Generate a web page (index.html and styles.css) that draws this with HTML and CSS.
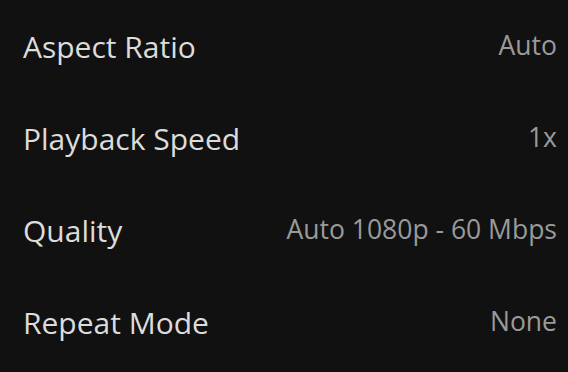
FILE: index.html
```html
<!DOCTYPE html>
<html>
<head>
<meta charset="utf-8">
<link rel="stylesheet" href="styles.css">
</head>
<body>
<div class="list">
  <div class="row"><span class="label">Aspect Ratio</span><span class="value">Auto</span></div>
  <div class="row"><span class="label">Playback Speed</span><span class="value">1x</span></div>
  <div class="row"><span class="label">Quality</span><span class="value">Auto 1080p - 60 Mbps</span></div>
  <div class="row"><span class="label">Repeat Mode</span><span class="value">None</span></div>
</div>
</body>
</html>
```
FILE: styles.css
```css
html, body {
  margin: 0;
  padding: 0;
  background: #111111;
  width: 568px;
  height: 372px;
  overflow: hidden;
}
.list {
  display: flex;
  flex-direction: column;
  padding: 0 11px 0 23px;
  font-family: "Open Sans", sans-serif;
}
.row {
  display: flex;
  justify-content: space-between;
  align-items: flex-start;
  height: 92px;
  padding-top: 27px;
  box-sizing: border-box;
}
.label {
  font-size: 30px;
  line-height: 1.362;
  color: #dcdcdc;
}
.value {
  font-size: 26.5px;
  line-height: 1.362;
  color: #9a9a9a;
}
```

_____

▸ **Exercise objective**: Reproduce the material above verbatim; omit every picture.

▸ **Task response**:
Generate a web page (index.html and styles.css) that draws this with HTML and CSS.
FILE: index.html
```html
<!DOCTYPE html>
<html>
<head>
<meta charset="utf-8">
<link rel="stylesheet" href="styles.css">
</head>
<body>
<div class="list">
  <div class="row"><span class="label">Aspect Ratio</span><span class="value">Auto</span></div>
  <div class="row"><span class="label">Playback Speed</span><span class="value">1x</span></div>
  <div class="row"><span class="label">Quality</span><span class="value">Auto 1080p - 60 Mbps</span></div>
  <div class="row"><span class="label">Repeat Mode</span><span class="value">None</span></div>
</div>
</body>
</html>
```
FILE: styles.css
```css
html, body {
  margin: 0;
  padding: 0;
  background: #111111;
  width: 568px;
  height: 372px;
  overflow: hidden;
}
.list {
  display: flex;
  flex-direction: column;
  padding: 0 11px 0 23px;
  font-family: "Open Sans", sans-serif;
}
.row {
  display: flex;
  justify-content: space-between;
  align-items: flex-start;
  height: 92px;
  padding-top: 27px;
  box-sizing: border-box;
}
.label {
  font-size: 30px;
  line-height: 1.362;
  color: #dcdcdc;
}
.value {
  font-size: 26.5px;
  line-height: 1.362;
  color: #9a9a9a;
}
```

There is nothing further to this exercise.